• Work to do:
Among the lines of these entries, how many hold the word "index"? State only the number.

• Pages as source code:

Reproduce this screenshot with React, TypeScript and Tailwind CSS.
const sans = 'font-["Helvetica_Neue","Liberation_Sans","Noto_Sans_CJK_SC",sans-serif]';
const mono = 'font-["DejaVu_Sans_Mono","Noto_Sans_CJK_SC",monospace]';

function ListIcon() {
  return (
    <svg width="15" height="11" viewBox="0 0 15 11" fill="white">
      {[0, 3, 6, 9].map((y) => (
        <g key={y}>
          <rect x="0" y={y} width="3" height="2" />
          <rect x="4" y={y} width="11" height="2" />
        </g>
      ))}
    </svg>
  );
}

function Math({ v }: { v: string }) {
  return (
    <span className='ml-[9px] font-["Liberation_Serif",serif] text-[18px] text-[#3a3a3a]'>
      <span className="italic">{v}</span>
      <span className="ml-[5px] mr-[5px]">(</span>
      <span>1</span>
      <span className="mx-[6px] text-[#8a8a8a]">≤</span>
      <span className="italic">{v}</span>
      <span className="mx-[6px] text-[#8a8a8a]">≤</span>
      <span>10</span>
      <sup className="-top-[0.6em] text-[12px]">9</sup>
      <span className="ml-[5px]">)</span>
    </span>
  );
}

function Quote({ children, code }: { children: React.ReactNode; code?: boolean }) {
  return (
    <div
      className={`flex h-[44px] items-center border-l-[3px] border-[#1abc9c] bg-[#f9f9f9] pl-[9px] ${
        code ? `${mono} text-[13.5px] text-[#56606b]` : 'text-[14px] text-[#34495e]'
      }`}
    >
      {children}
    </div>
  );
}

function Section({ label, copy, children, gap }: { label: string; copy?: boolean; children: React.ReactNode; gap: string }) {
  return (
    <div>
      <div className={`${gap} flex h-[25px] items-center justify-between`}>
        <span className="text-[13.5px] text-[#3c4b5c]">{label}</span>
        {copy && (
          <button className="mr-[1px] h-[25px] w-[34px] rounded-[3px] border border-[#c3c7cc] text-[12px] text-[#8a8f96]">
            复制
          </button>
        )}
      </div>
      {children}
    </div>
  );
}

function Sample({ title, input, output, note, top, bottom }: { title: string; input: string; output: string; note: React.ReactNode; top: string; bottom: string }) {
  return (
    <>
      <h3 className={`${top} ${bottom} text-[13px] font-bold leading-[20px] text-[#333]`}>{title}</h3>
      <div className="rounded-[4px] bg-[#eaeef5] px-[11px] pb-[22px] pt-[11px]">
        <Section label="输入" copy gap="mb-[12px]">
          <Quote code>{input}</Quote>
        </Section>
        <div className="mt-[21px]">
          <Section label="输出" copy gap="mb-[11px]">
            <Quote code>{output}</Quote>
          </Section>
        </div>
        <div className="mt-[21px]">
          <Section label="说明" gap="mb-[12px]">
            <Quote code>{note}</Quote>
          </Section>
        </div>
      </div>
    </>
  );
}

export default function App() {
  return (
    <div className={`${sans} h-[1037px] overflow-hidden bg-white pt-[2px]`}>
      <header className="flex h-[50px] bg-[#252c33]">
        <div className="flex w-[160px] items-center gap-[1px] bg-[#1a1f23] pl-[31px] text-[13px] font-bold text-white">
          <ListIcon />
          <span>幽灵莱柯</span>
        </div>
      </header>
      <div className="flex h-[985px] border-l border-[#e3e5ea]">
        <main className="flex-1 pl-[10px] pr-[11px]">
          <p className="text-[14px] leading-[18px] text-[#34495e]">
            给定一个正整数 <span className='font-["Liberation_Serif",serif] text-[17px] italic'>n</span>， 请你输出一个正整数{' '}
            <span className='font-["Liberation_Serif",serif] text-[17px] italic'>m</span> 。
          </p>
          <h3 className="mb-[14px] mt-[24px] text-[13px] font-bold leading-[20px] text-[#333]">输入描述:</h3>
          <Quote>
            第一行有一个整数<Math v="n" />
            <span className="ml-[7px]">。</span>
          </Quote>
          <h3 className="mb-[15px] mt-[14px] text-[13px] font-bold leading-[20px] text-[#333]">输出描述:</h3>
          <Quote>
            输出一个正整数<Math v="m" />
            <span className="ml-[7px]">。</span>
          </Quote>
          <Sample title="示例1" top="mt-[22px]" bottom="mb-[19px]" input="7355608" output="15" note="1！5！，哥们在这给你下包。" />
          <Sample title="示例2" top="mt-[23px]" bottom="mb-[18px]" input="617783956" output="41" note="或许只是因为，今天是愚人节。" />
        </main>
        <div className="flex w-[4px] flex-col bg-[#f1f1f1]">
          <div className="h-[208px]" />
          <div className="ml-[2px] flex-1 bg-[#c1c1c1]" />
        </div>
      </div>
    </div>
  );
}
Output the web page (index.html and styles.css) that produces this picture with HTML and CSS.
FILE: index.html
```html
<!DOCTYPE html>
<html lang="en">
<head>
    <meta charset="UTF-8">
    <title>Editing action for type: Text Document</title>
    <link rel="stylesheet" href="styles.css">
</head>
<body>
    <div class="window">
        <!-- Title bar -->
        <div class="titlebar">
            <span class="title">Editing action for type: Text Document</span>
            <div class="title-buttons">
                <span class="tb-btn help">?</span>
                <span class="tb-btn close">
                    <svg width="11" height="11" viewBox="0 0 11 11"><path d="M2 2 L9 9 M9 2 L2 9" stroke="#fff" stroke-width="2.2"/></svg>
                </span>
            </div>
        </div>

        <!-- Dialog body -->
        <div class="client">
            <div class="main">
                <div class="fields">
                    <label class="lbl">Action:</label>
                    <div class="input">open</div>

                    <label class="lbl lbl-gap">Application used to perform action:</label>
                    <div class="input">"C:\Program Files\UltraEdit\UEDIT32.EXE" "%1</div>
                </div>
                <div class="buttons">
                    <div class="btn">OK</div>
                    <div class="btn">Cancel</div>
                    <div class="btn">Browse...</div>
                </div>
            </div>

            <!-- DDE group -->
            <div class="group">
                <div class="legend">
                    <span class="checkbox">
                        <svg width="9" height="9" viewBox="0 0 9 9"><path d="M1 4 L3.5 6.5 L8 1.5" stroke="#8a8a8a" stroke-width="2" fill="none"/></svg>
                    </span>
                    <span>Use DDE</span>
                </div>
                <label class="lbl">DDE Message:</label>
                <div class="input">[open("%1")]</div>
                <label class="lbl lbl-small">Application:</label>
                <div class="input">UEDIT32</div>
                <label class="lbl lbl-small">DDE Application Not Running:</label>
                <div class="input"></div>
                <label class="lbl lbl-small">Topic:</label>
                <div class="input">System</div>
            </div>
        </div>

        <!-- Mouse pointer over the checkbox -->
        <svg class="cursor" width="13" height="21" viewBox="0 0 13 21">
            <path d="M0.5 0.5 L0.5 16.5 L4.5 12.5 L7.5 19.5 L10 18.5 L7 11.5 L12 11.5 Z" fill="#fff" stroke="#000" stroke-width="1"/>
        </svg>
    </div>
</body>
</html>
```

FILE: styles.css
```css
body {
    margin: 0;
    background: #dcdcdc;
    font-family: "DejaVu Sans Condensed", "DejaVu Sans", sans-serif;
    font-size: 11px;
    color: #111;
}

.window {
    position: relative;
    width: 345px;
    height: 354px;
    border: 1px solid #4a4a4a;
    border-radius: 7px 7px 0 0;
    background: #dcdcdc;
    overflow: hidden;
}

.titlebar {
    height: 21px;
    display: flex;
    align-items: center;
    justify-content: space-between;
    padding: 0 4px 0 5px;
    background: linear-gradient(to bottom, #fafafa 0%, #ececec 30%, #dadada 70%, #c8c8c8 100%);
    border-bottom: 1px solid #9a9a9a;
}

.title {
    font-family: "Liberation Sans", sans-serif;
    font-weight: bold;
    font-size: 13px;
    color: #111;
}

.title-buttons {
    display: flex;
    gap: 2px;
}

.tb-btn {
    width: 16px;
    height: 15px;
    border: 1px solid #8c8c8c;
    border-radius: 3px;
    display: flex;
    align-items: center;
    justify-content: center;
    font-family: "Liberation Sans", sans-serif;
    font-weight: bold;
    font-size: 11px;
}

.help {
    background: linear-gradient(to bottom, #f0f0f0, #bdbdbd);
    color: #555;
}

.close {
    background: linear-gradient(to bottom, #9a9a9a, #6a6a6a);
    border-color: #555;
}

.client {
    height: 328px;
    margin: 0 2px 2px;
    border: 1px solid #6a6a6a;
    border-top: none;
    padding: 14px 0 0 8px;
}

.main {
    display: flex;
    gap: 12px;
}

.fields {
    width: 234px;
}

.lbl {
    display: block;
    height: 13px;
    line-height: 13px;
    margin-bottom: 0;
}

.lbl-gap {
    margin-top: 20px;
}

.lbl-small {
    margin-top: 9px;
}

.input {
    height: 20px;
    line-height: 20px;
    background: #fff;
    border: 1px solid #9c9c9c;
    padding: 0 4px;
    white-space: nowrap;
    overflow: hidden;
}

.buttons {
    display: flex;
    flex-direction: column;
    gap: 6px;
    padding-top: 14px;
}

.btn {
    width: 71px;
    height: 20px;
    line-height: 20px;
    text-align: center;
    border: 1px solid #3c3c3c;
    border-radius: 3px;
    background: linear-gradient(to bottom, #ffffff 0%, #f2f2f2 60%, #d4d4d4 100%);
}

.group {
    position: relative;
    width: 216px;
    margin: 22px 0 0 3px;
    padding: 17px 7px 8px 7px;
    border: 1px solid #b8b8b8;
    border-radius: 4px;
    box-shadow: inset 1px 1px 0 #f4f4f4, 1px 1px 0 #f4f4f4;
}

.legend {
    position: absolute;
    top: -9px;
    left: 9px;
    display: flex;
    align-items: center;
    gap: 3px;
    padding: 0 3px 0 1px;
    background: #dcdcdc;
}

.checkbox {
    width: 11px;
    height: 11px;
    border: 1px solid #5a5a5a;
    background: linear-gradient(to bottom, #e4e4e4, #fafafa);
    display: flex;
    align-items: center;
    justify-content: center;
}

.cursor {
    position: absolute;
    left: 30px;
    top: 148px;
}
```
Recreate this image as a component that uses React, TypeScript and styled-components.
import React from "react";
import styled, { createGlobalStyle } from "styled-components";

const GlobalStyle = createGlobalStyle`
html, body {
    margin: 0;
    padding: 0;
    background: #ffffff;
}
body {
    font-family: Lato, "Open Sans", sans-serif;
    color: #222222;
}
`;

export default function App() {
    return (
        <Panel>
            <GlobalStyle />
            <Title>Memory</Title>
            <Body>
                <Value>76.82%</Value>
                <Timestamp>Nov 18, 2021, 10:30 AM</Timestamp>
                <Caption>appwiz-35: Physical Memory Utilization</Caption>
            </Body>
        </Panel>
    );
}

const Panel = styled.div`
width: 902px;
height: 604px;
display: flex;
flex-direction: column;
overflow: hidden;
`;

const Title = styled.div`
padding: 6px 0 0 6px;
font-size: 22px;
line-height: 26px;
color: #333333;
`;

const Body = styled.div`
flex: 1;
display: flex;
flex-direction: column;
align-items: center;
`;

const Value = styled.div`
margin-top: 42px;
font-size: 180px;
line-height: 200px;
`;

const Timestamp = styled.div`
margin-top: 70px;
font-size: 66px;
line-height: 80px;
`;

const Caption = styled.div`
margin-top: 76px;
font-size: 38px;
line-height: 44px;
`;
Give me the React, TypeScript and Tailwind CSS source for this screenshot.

• Task answer:
2